His Hall of Fame Career With the Colts & Broncos
At the 1998 NFL Draft, Manning was the first overall pick of the Indianapolis Colts. His time in professional football is where he would earn most of his money and fame. As the only five-time NFL MVP Award winner in league history and two-time Super Bowl champion, Manning played 14 seasons for the Colts, where he collected a total salary of over $171 million. He defeated the Chicago Bears in a thrilling Super Bowl victory to conclude the 2006 season.
He finished out his career by signing as a free agent with the Denver Broncos after a neck injury with the Colts, playing with them for four seasons and earning another $77 million in salary. He took the Broncos to the Super Bowl in 2013 against the Seattle Seahawks, and in his final season won Super Bowl 50 against the Carolina Panthers.
As one of the best passers and greatest quarterbacks in National Football League history alongside former New England Patriot and current Tampa Bay Buccaneer Tom Brady, New Orleans Saint Drew Brees and 49ers great Joe Montana, Manning was paid like the best.
Over the course of his entire football career, the American football quarterback not only became the NFL's all-time leader in passing touchdowns, passing yards and Pro Bowls (He was later passed by the ageless Brady), but at one point was the highest-paid NFL player in NFL history with career earnings of $248,732,000 in 18 seasons, according to Spotrac.
That doesn't even include all the sponsorships Manning had during and after his football career.
Manning has been a spokesperson for many brands over the last few decades, most notably Papa John's Pizza and Nationwide.
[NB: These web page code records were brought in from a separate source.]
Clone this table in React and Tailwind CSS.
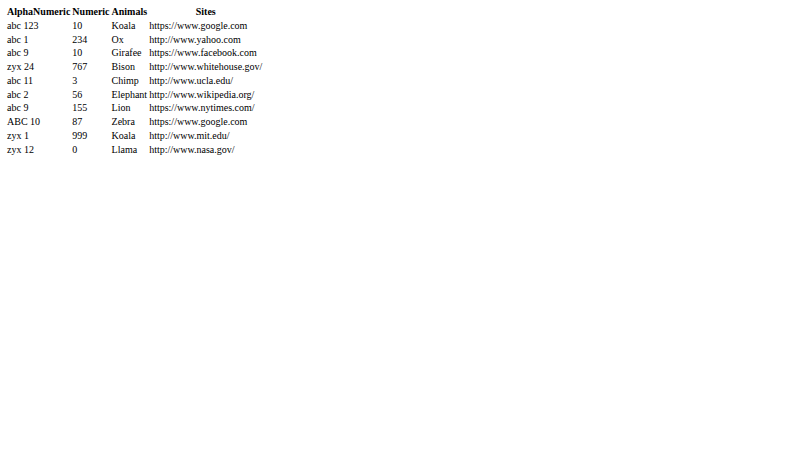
const rows = [
  ["abc 123", "10", "Koala", "https://www.google.com"],
  ["abc 1", "234", "Ox", "http://www.yahoo.com"],
  ["abc 9", "10", "Girafee", "https://www.facebook.com"],
  ["zyx 24", "767", "Bison", "http://www.whitehouse.gov/"],
  ["abc 11", "3", "Chimp", "http://www.ucla.edu/"],
  ["abc 2", "56", "Elephant", "http://www.wikipedia.org/"],
  ["abc 9", "155", "Lion", "https://www.nytimes.com/"],
  ["ABC 10", "87", "Zebra", "https://www.google.com"],
  ["zyx 1", "999", "Koala", "http://www.mit.edu/"],
  ["zyx 12", "0", "Llama", "http://www.nasa.gov/"],
];

export default function App() {
  return (
    <div className="min-h-[450px] bg-white pl-[6px] pt-[5px] font-['Liberation_Serif',serif] text-[10px] text-black">
      <table className="border-collapse">
        <thead>
          <tr className="leading-[13.75px]">
            <th className="px-[1px] py-0 text-left font-bold">AlphaNumeric</th>
            <th className="px-[1px] py-0 text-left font-bold">Numeric</th>
            <th className="px-[1px] py-0 text-left font-bold">Animals</th>
            <th className="px-[1px] py-0 text-center font-bold">Sites</th>
          </tr>
        </thead>
        <tbody>
          {rows.map((r, i) => (
            <tr key={i} className="leading-[13.75px]">
              {r.map((c, j) => (
                <td key={j} className="px-[1px] py-0">{c}</td>
              ))}
            </tr>
          ))}
        </tbody>
      </table>
    </div>
  );
}
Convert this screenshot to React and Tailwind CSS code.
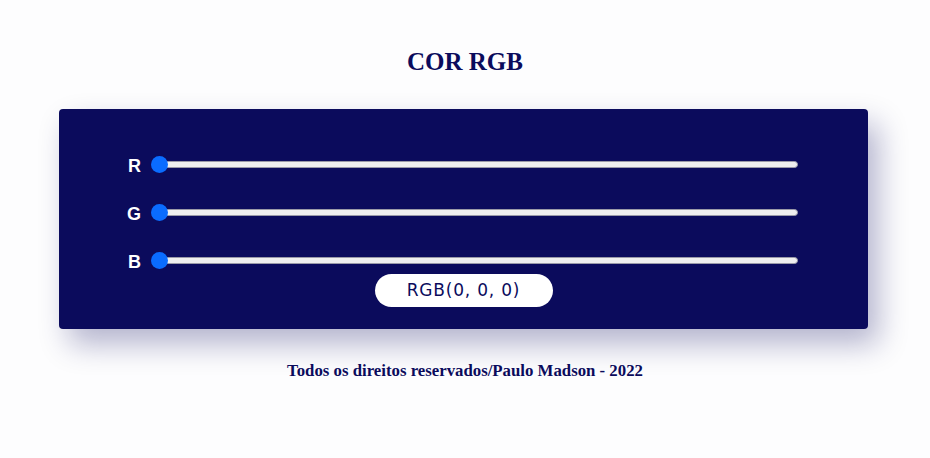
import React from 'react';

const Slider = ({ label }) => {
  return (
    <div className="flex items-center h-[24px]">
      <span className="w-[20px] text-right text-white font-bold text-[18px] leading-none font-['Liberation_Sans',Arial,sans-serif] pt-[4px]">
        {label}
      </span>
      <div className="relative ml-[10px] w-[647px] h-[17px] flex items-center">
        <div className="ml-[4px] flex-1 h-[7px] rounded-full bg-[#efefef] border border-[#9a9aa8]" />
        <div className="absolute left-0 top-0 w-[17px] h-[17px] rounded-full bg-[#0a6cff]" />
      </div>
    </div>
  );
};

export default function App() {
  return (
    <div className="min-h-screen bg-[#fdfdfe] pt-[47px] font-['Liberation_Serif','Times_New_Roman',serif]">
      <h1 className="text-center text-[25px] leading-[30px] font-bold text-[#0b0b5c]">COR RGB</h1>

      <div className="mt-[32px] ml-[59px] w-[809px] rounded-[4px] bg-[#0b0b5c] shadow-[10px_15px_30px_rgba(11,11,92,0.3)] pt-[43px] pb-[22px]">
        <div className="pl-[62px] flex flex-col gap-[24px]">
          <Slider label="R" />
          <Slider label="G" />
          <Slider label="B" />
        </div>
        <div className="mt-[2px] mx-auto w-[178px] h-[33px] rounded-full bg-white flex items-center justify-center text-[#0b0b5c] text-[17px] tracking-[0.8px] font-['DejaVu_Sans',Verdana,sans-serif]">
          RGB(0, 0, 0)
        </div>
      </div>

      <p className="mt-[32px] text-center text-[16.8px] leading-[20px] font-bold text-[#0b0b5c]">
        Todos os direitos reservados/Paulo Madson - 2022
      </p>
    </div>
  );
}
He also signed deals with Nike, Reebok, Gatorade, Buick, Sony, MasterCard, DirecTV, Michelob Ultra and many others, earning him millions of dollars by just shooting commercials. It's estimated that Manning earned another $150 million in endorsements as of 2016, according to Forbes.
In 2015, Manning became the owner of 31 Papa John's chains in the Denver, Colorado area, but sold them once their partnership with the NFL ended.
Manning doesn't just sit on this money. He uses it for good. He and wife Ashley established the PeyBack Foundation in 1999 to "promote the future success of disadvantaged youth by assisting programs that provide leadership and growth opportunities for children at risk." It's provided more than $15 million in grants and programs since 1999.
On the Screen
Manning took his talents to the big screen, playing the role of Guapo in the 2017 animated movie "Ferdinand." One of Manning's most enjoyable moments off the field, however, was his hilarious United Way skit on "Saturday Night Live" in back 2007.
Manning was talked about as one of the most sought after candidates to lead "Monday Night Football" and other sports coverage, especially after the success of Tony Romo on NFL on CBS, but he turned down the role on multiple occasions.
Manning's also been rumored as a potential front office replacement, following in the footsteps of former players like John Lynch (49ers) and John Elway (Broncos) who became NFL general managers.
He announced in 2021 that he'd be making his broadcast booth debut during a Monday Night Football simulcast on ESPN2 alongside his brother Eli Manning. He described it as watching the game at a bar with the Manning Brothers in what is now known as the Manning Cast/
For the NFL's 100th anniversary season, Manning hosted the ESPN+ docuseries called "Peyton's Places," a 30-episode show about Manning revisiting 30 moments in league history. He also began hosting the NBC quiz show "College Bowl" in 2021 alongside brother Cooper Manning. He'll put on his hosting shoes once again for the 2022 CMA Awards alongside Luke Bryan.
Peyton Manning Net Worth
With his massive contracts as a generational football quarterback, Manning has made millions of dollars since his rookie season in 1999. But many of those years were well above $10 million in NFL salary when you include his various endorsements.
Peyton Manning has an estimated net worth of $250 million in 2022, according to Celebrity Net Worth.
Expect this number to only increase with all of the things he does outside of sports. And if the Pro Football Hall of Fame member with two Super Bowl wins and an NFL record five Most Valuable Player awards does eventually decide to completely lean into broadcasting full-time, he'll only add to his bank account.